What do you like? Spicy? Tangy? Pepperoni style? Italian seasonings? Mild summer sausage? What type of sausage do you like to eat?

Make what YOU like.

The list goes on and on, there are a ton of recipes on this site, also a bunch here: http://lpoli.50webs.com/AlphabeticalList.htm#COOKED

Make sure you follow the directions for the particular recipe and you will be fine, the more you make the better you get at it.

Take your time and HAVE FUN.

Don't forget to post pictures of your sausage!
 
To be honest, I like it all except breakfast sausage. And hot dogs. I hate hot dogs.

Thanks! And thanks for the link, I am very excited.
 
The easiest sausage to start with is a ground bulk with your choice of seasonings. I would suggest that, gives you a little grinder time and more time to research cure and seasonings.
 
There are many, many different techniques and tricks to making sausage.   If you follow this forum we will eventually discuss all of them but I do recommend you decide on and read a good book or two about it.  Take a little time to understand the basics behind it and everything else will fall into place.

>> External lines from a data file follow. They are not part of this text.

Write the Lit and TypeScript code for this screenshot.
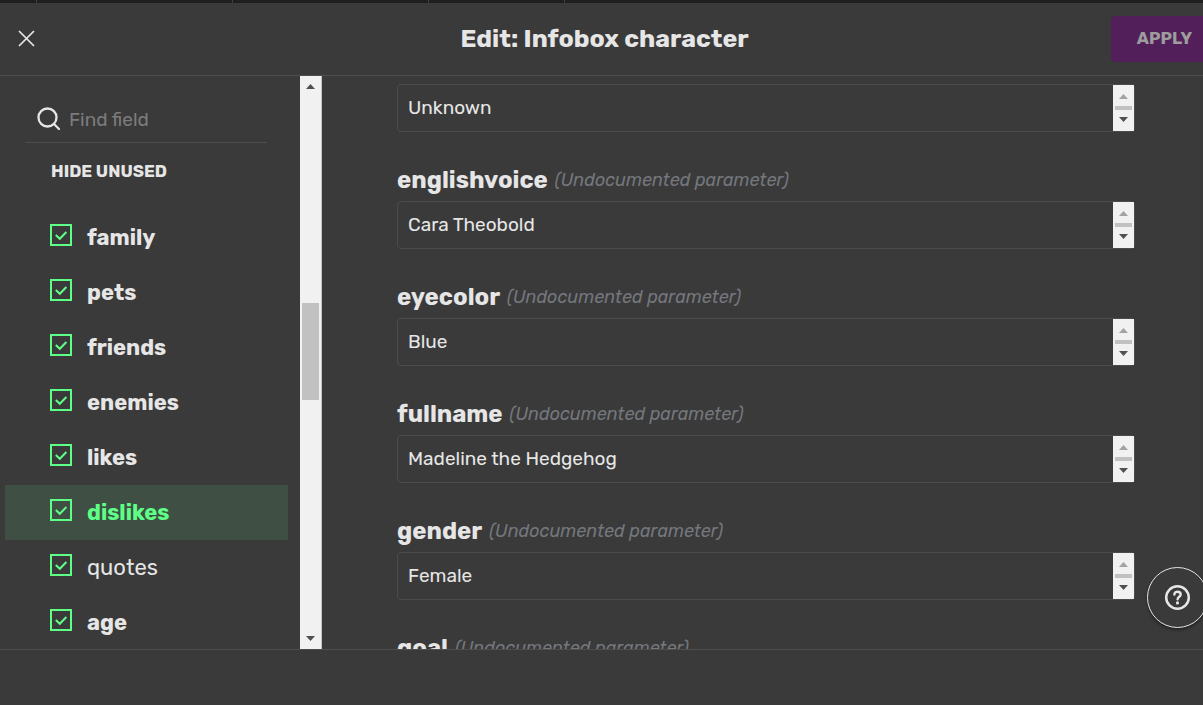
import { LitElement, html, css } from "lit";
import { customElement, property } from "lit/decorators.js";
import { classMap } from "lit/directives/class-map.js";

interface Param {
  name: string;
  required?: boolean;
  active?: boolean;
}

interface Field {
  name: string;
  value: string;
}

const PARAMS: Param[] = [
  { name: "family", required: true },
  { name: "pets", required: true },
  { name: "friends", required: true },
  { name: "enemies", required: true },
  { name: "likes", required: true },
  { name: "dislikes", required: true, active: true },
  { name: "quotes" },
  { name: "age", required: true },
];

const FIELDS: Field[] = [
  { name: "englishvoice", value: "Cara Theobold" },
  { name: "eyecolor", value: "Blue" },
  { name: "fullname", value: "Madeline the Hedgehog" },
  { name: "gender", value: "Female" },
  { name: "goal", value: "" },
];

const FONT = css`Rubik, Inter, Roboto, sans-serif`;

/** Light scroll track with an arrow at each end and a thumb between. */
@customElement("scroll-track")
export class ScrollTrack extends LitElement {
  @property({ type: Boolean, reflect: true }) compact = false;

  static styles = css`
    :host {
      box-sizing: border-box;
      display: flex;
      flex-direction: column;
      align-items: stretch;
      width: 22px;
      padding: 8px 2px;
      background: #f1f1f1;
      border-right: 1px solid #c4c4c4;
    }
    :host([compact]) {
      width: 21px;
      padding: 9px 2px;
      border-right: 0;
    }
    svg {
      display: block;
      align-self: center;
      width: 9px;
      height: 5px;
      fill: #505050;
      flex: none;
    }
    .before {
      flex: 214;
    }
    .after {
      flex: 236;
    }
    .thumb {
      flex: 97;
      background: #c1c1c1;
    }
    :host([compact]) .thumb {
      flex: 0 0 4px;
    }
    :host([compact]) .before,
    :host([compact]) .after {
      flex: 1;
    }
    :host([compact]) .up {
      fill: #a3a3a3;
    }
  `;

  render() {
    return html`
      <svg class="up" viewBox="0 0 9 5"><path d="M4.5 0 9 5H0z" /></svg>
      <div class="before"></div>
      <div class="thumb"></div>
      <div class="after"></div>
      <svg viewBox="0 0 9 5"><path d="M0 0h9L4.5 5z" /></svg>
    `;
  }
}

/** Bordered text area with its own scroll track. */
@customElement("text-field")
export class TextField extends LitElement {
  @property() name = "";
  @property() value = "";
  @property({ type: Boolean }) unlabelled = false;

  static styles = css`
    :host {
      display: block;
      font-family: ${FONT};
    }
    .head {
      display: flex;
      align-items: center;
      gap: 7px;
      height: 30px;
      margin-bottom: 6px;
      white-space: nowrap;
    }
    .name {
      font-size: 24px;
      line-height: 30px;
      font-weight: 700;
      color: #e6e6e6;
    }
    .hint {
      font-size: 18px;
      line-height: 30px;
      font-style: italic;
      font-weight: 400;
      color: #74777d;
    }
    .box {
      display: flex;
      height: 46px;
      border: 1px solid #4c4c4c;
      border-radius: 4px;
    }
    textarea {
      flex: 1;
      min-width: 0;
      box-sizing: border-box;
      height: 46px;
      padding: 10px;
      border: 0;
      outline: 0;
      resize: none;
      overflow: hidden;
      background: transparent;
      font-family: ${FONT};
      font-size: 19px;
      line-height: 26px;
      color: #e6e6e6;
    }
  `;

  render() {
    return html`
      ${this.unlabelled
        ? null
        : html`<div class="head">
            <label class="name" for="value">${this.name}</label>
            <span class="hint">(Undocumented parameter)</span>
          </div>`}
      <div class="box">
        <textarea
          id="value"
          rows="1"
          aria-label=${this.name}
          .value=${this.value}
        ></textarea>
        <scroll-track compact></scroll-track>
      </div>
    `;
  }
}

@customElement("app-root")
export class AppRoot extends LitElement {
  static styles = css`
    :host {
      display: flex;
      flex-direction: column;
      position: relative;
      height: 100vh;
      overflow: hidden;
      background: #3a3a3a;
      color: #e6e6e6;
      font-family: ${FONT};
    }
    button {
      margin: 0;
      border: 0;
      background: none;
      color: inherit;
      font-family: inherit;
      cursor: pointer;
    }
    .strip {
      display: grid;
      grid-template-columns: 36px 195px 195px 135px;
      column-gap: 1px;
      flex: none;
      height: 3px;
      background: #1f1f1f;
    }
    .strip span {
      box-shadow: 1px 0 #3f3f3f;
    }
    header {
      display: grid;
      grid-template-columns: 1fr auto 1fr;
      align-items: center;
      flex: none;
      height: 72px;
      padding-left: 6px;
      border-bottom: 1px solid #4e4e4e;
    }
    .close {
      justify-self: start;
      display: flex;
      padding: 12px 12px 14px;
    }
    .close svg {
      width: 17px;
      height: 17px;
      fill: none;
      stroke: #e6e6e6;
      stroke-width: 1.7;
    }
    h1 {
      margin: 0;
      font-size: 25px;
      line-height: 30px;
      font-weight: 700;
    }
    .apply {
      justify-self: end;
      height: 46px;
      padding: 0 11px 3px 26px;
      border-radius: 4px 0 0 4px;
      background: #531f5b;
      color: #9d9d9d;
      font-size: 17px;
      line-height: 20px;
      font-weight: 700;
    }
    .body {
      display: flex;
      flex: 1;
      min-height: 0;
    }
    aside {
      display: flex;
      flex-direction: column;
      flex: none;
      width: 300px;
      overflow: hidden;
    }
    .search {
      display: flex;
      align-items: center;
      gap: 8px;
      flex: none;
      height: 46px;
      margin: 20px 33px 0 25px;
      padding-left: 12px;
      border-bottom: 1px solid #4e4e4e;
    }
    .search svg {
      flex: none;
      width: 24px;
      height: 24px;
      fill: none;
      stroke: #e6e6e6;
      stroke-width: 2.3;
      stroke-linecap: round;
    }
    .search input {
      flex: 1;
      min-width: 0;
      padding: 2px 0 0;
      border: 0;
      outline: 0;
      background: none;
      font-family: inherit;
      font-size: 19px;
      line-height: 26px;
      color: #e6e6e6;
    }
    .search input::placeholder {
      color: #7c7c7c;
      opacity: 1;
    }
    .toggle {
      align-self: flex-start;
      flex: none;
      height: 56px;
      margin: 0 0 11px 51px;
      padding: 0;
      font-size: 17px;
      line-height: 20px;
      font-weight: 700;
      white-space: nowrap;
    }
    ul {
      flex: none;
      margin: 0;
      padding: 0 12px 0 5px;
      list-style: none;
    }
    .item {
      display: flex;
      align-items: flex-start;
      gap: 15px;
      box-sizing: border-box;
      height: 55px;
      padding: 14px 0 0 45px;
      font-size: 22px;
      line-height: 28px;
    }
    .item.required {
      font-weight: 700;
    }
    .item.active {
      background: #404f44;
      color: #5eff87;
    }
    .tick {
      display: grid;
      flex: none;
    }
    .tick > * {
      grid-area: 1 / 1;
    }
    .tick input {
      appearance: none;
      box-sizing: border-box;
      width: 22px;
      height: 22px;
      margin: 0;
      border: 2px solid #5eff87;
    }
    .tick svg {
      width: 22px;
      height: 22px;
      fill: none;
      stroke: #5eff87;
      stroke-width: 2;
      pointer-events: none;
    }
    .tick input:not(:checked) + svg {
      visibility: hidden;
    }
    main {
      flex: 1;
      min-width: 0;
      display: flex;
      flex-direction: column;
      gap: 33px;
      padding: 8px 68px 0 75px;
      overflow: hidden;
    }
    main text-field {
      flex: none;
    }
    footer {
      flex: none;
      height: 55px;
      border-top: 1px solid #4e4e4e;
    }
    .help {
      position: absolute;
      right: -5px;
      bottom: 77px;
      display: flex;
      align-items: center;
      justify-content: center;
      box-sizing: border-box;
      width: 61px;
      height: 61px;
      padding: 0;
      border: 1px solid #e6e6e6;
      border-radius: 50%;
      background: #3a3a3a;
      box-shadow: 0 2px 3px rgba(0, 0, 0, 0.4);
    }
    .help svg {
      width: 27px;
      height: 27px;
      fill: none;
      stroke: #e6e6e6;
    }
  `;

  render() {
    return html`
      <div class="strip"><span></span><span></span><span></span><span></span></div>
      <header>
        <button class="close" aria-label="Close">
          <svg viewBox="0 0 17 17"><path d="M1 1l15 15M16 1L1 16" /></svg>
        </button>
        <h1>Edit: Infobox character</h1>
        <button class="apply">APPLY</button>
      </header>
      <div class="body">
        <aside>
          <label class="search">
            <svg viewBox="0 0 24 24">
              <circle cx="10.5" cy="10.5" r="9" />
              <path d="M17 17l5 5" />
            </svg>
            <input type="text" placeholder="Find field" aria-label="Find field" />
          </label>
          <button class="toggle">HIDE UNUSED</button>
          <ul>
            ${PARAMS.map(
              (p) => html`<li>
                <label
                  class=${classMap({
                    item: true,
                    required: !!p.required,
                    active: !!p.active,
                  })}
                >
                  <span class="tick">
                    <input type="checkbox" .checked=${true} />
                    <svg viewBox="0 0 22 22"><path d="M5.8 11l4 3.8 6.6-6.8" /></svg>
                  </span>
                  <span>${p.name}</span>
                </label>
              </li>`
            )}
          </ul>
        </aside>
        <scroll-track></scroll-track>
        <main>
          <text-field unlabelled name="voice" value="Unknown"></text-field>
          ${FIELDS.map(
            (f) => html`<text-field name=${f.name} value=${f.value}></text-field>`
          )}
        </main>
      </div>
      <footer></footer>
      <button class="help" aria-label="Help">
        <svg viewBox="0 0 27 27">
          <circle cx="13.5" cy="13.5" r="11.3" stroke-width="2.5" />
          <path
            d="M10.4 10.6c0-1.8 1.4-2.9 3.1-2.9s3.2 1.1 3.2 2.8c0 2.2-3.1 2.4-3.1 4.7"
            stroke-width="2.4"
            stroke-linecap="round"
          />
          <circle cx="13.5" cy="18.9" r="1.6" fill="#e6e6e6" stroke="none" />
        </svg>
      </button>
    `;
  }
}
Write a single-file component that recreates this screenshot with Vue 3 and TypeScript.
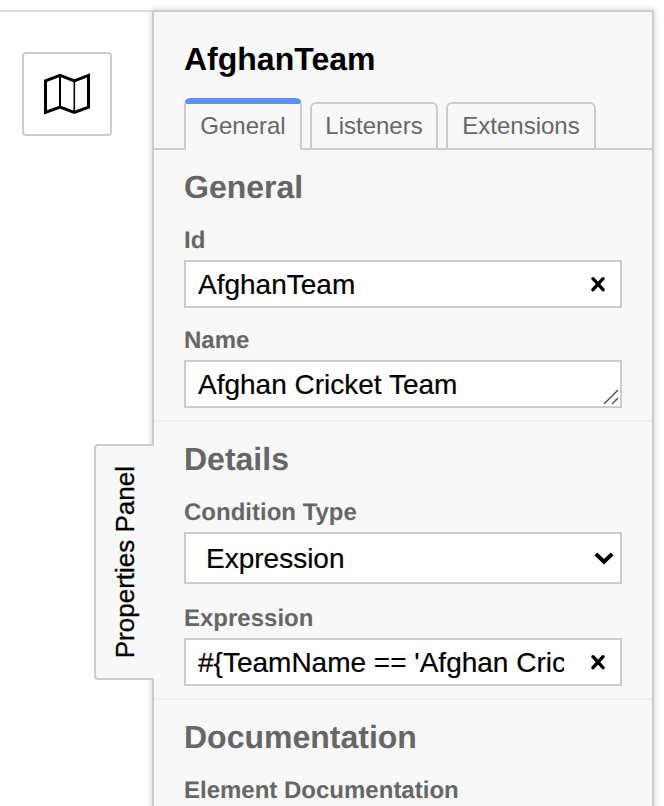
<script setup lang="ts">
import { ref } from 'vue'

const tabs: string[] = ['General', 'Listeners', 'Extensions']
const activeTab = ref('General')
const id = ref('AfghanTeam')
const name = ref('Afghan Cricket Team')
const conditionType = ref('Expression')
const expression = ref("#{TeamName == 'Afghan Cricket Team'}")
</script>

<template>
  <div class="editor">
    <main class="canvas">
      <button class="minimap" type="button">
        <svg width="50" height="42" viewBox="0 0 50 42" fill="none" stroke="#000">
          <path d="M3.5 7.9 18 2.4l14.3 5.5 14.2-5.5v31.8l-14.2 5.2L18 34.2 3.5 39.4z" stroke-width="3" />
          <path d="M18 2.5v32" stroke-width="2" />
          <path d="M32.3 8v31" stroke-width="1.6" />
        </svg>
      </button>
    </main>

    <aside class="panel">
      <button class="toggle" type="button"><span>Properties Panel</span></button>
      <h1>AfghanTeam</h1>
      <nav class="tabs">
        <button
          v-for="tab in tabs"
          :key="tab"
          type="button"
          class="tab"
          :class="{ active: tab === activeTab }"
          @click="activeTab = tab"
        >{{ tab }}</button>
      </nav>

      <section>
        <h2>General</h2>
        <label>Id</label>
        <div class="control">
          <input v-model="id" type="text" />
          <button class="clear" type="button" @click="id = ''">
            <svg width="16" height="16" viewBox="0 0 16 16"><path d="M3 2.7 13 13.7M13 2.7 3 13.7" /></svg>
          </button>
        </div>
        <label class="next">Name</label>
        <div class="control">
          <textarea v-model="name" rows="1"></textarea>
          <svg class="grip" width="16" height="16" viewBox="0 0 16 16"><path d="M1 15 15 1M9 15l6-6" /></svg>
        </div>
      </section>

      <section>
        <h2>Details</h2>
        <label>Condition Type</label>
        <div class="control select">
          <select v-model="conditionType">
            <option>Expression</option>
          </select>
          <svg class="chevron" width="20" height="14" viewBox="0 0 20 14"><path d="m1.8 2.9 8.2 7.8 8.2-7.8" /></svg>
        </div>
        <label class="next after-select">Expression</label>
        <div class="control">
          <input v-model="expression" type="text" />
          <button class="clear" type="button" @click="expression = ''">
            <svg width="16" height="16" viewBox="0 0 16 16"><path d="M3 2.7 13 13.7M13 2.7 3 13.7" /></svg>
          </button>
        </div>
      </section>

      <section>
        <h2>Documentation</h2>
        <label>Element Documentation</label>
      </section>
    </aside>
  </div>
</template>

<style>
html,
body {
  background: #fff;
  overflow: hidden;
}
</style>

<style scoped>
.editor,
.editor * {
  box-sizing: border-box;
}

.editor {
  display: flex;
  height: 806px;
  padding: 10px 10px 0 0;
  overflow: hidden;
  font-family: 'Liberation Sans', Arial, sans-serif;
  text-rendering: geometricPrecision;
}

button,
input,
textarea,
select {
  margin: 0;
  border: 0;
  border-radius: 0;
  outline: 0;
  background: transparent;
  font-family: inherit;
}

svg {
  display: block;
}

.canvas {
  width: 152px;
  padding: 40px 0 0 22px;
  border-top: 2px solid #ddd;
}

.minimap {
  display: flex;
  align-items: center;
  justify-content: center;
  width: 90px;
  height: 84px;
  padding: 0;
  border: 2px solid #ccc;
  border-radius: 4px;
  background: #fff;
}

.panel {
  position: relative;
  width: 502px;
  height: 820px;
  flex: none;
  border: 2px solid #ccc;
  background: #f8f8f8;
  box-shadow: 0 0 6px #ccc;
}

.toggle {
  position: absolute;
  left: -60px;
  top: 432px;
  display: flex;
  align-items: center;
  justify-content: center;
  width: 60px;
  height: 236px;
  padding: 0;
  border: 2px solid #ccc;
  border-right: 0;
  border-radius: 4px 0 0 4px;
  background: #f8f8f8;
  color: #000;
}

.toggle span {
  writing-mode: vertical-rl;
  transform: rotate(180deg);
  font-size: 26px;
  line-height: 30px;
  white-space: nowrap;
  -webkit-text-stroke: 0.3px #000;
}

h1,
h2 {
  margin: 0;
  font-size: 32px;
  line-height: 36px;
  font-weight: bold;
}

h1 {
  padding: 29px 30px 21px;
  color: #000;
}

.tabs {
  display: flex;
  align-items: flex-end;
  gap: 8px;
  height: 52px;
  padding-left: 30px;
  box-shadow: inset 0 -2px #ccc;
}

.tab {
  width: 128px;
  height: 48px;
  padding: 0;
  border: 2px solid #ccc;
  border-radius: 6px 6px 0 0;
  background: #f8f8f8;
  color: #666;
  font-size: 24px;
  line-height: 44px;
}

.tab:first-child {
  width: 118px;
}

.tab:last-child {
  width: 150px;
}

.tab.active {
  height: 52px;
  padding-bottom: 2px;
  border-top: 6px solid #5b8ff9;
  border-bottom: 0;
}

section {
  padding: 19px 30px 12px;
  border-bottom: 2px solid #eee;
}

h2 {
  margin-bottom: 22px;
  color: #666;
}

label {
  display: block;
  margin-bottom: 5px;
  color: #666;
  font-size: 24px;
  line-height: 28px;
  font-weight: bold;
}

label.next {
  margin-top: 19px;
}

label.after-select {
  margin-top: 21px;
}

.control {
  display: flex;
  align-items: center;
  height: 48px;
  border: 2px solid #ccc;
  background: #fff;
}

.control.select {
  height: 52px;
}

input,
textarea,
select {
  flex: 1;
  min-width: 0;
  height: 44px;
  padding: 2px 0 0;
  color: #000;
  font-size: 28px;
  line-height: 32px;
  -webkit-text-stroke: 0.2px #000;
}

input {
  margin-left: 12px;
}

textarea {
  padding: 7px 0 5px 12px;
  resize: none;
  overflow: hidden;
}

select {
  padding-left: 20px;
  appearance: none;
}

.clear {
  margin: 0 14px 0 26px;
  padding: 0;
}

.clear path {
  fill: none;
  stroke: #000;
  stroke-width: 3.4;
  stroke-linecap: round;
}

.grip {
  align-self: flex-end;
  margin: 0 1px 1px 0;
}

.grip path {
  fill: none;
  stroke: #555;
  stroke-width: 1.5;
}

.chevron {
  margin-right: 6px;
}

.chevron path {
  fill: none;
  stroke: #000;
  stroke-width: 4;
}
</style>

If you want to get into it right away and make your first batch you can start with a simple fresh sausage.   Fresh sausage simply mean non cured.  It must be refrigerated at all times and  brought up the proper internal temperature in the smoker within 4 hours.  In casings or not, simple and delicious, like MossyMO said a batch of fresh sausage will allow you get some grinder time and start enjoying the hobby right away.

Just remember that food safety is important around here so keep all the food prep surfaces clean, keep everything cold and smoke or pan fry to the proper internal temperatures.

Good luck,  let us know what you decide to do and post some Qview of the process.  We like good Qview, it makes us get up from the couch and go make some of our own!
 
Sweet or hot Italian sausage is a great place to start. You don't need cure & you don't need to stuff them. Just make patties. They have to be hot smoked just like any fresh sausage would.